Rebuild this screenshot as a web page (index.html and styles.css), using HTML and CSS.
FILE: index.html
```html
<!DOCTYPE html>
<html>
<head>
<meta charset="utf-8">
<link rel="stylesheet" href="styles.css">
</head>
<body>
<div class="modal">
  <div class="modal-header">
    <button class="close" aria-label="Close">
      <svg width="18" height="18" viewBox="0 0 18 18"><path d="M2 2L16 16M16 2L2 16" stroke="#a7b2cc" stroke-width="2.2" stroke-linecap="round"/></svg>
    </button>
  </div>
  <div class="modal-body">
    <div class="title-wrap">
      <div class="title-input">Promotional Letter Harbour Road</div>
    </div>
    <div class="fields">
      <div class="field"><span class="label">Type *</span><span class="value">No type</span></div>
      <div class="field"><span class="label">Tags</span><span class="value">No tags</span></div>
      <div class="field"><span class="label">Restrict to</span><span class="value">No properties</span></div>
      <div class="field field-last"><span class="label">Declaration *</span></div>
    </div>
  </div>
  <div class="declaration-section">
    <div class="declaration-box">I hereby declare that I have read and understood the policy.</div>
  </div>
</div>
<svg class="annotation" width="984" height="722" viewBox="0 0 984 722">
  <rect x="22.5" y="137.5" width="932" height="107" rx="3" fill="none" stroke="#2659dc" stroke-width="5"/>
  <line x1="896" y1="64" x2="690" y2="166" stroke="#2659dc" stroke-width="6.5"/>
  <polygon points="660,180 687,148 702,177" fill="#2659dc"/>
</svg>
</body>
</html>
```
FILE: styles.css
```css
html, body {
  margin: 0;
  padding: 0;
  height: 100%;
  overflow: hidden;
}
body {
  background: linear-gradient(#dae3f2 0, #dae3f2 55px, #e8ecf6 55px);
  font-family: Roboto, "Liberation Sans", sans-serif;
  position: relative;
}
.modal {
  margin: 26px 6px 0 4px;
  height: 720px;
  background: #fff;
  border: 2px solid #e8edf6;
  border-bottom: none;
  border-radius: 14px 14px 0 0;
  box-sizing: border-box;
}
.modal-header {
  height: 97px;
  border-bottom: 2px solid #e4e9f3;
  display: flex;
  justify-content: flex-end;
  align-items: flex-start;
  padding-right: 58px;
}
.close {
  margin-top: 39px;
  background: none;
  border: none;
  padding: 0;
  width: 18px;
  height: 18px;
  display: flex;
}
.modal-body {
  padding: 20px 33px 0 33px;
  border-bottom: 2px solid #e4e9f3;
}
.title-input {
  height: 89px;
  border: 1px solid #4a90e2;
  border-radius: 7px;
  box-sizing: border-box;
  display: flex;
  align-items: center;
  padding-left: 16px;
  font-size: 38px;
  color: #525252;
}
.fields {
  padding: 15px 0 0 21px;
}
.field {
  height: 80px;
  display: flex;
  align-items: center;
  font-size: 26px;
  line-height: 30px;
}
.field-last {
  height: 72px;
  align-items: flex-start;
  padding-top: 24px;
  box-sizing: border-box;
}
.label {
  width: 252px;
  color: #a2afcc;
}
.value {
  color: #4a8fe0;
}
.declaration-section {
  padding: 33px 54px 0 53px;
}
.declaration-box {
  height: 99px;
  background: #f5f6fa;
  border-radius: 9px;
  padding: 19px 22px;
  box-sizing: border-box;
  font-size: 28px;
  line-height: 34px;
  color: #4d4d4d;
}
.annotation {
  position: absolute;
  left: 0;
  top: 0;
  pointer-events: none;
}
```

Task details
From the listing above, return each line with the word "styles".

Written solution
Rebuild this screenshot as a web page (index.html and styles.css), using HTML and CSS.
<link rel="stylesheet" href="styles.css">
FILE: styles.css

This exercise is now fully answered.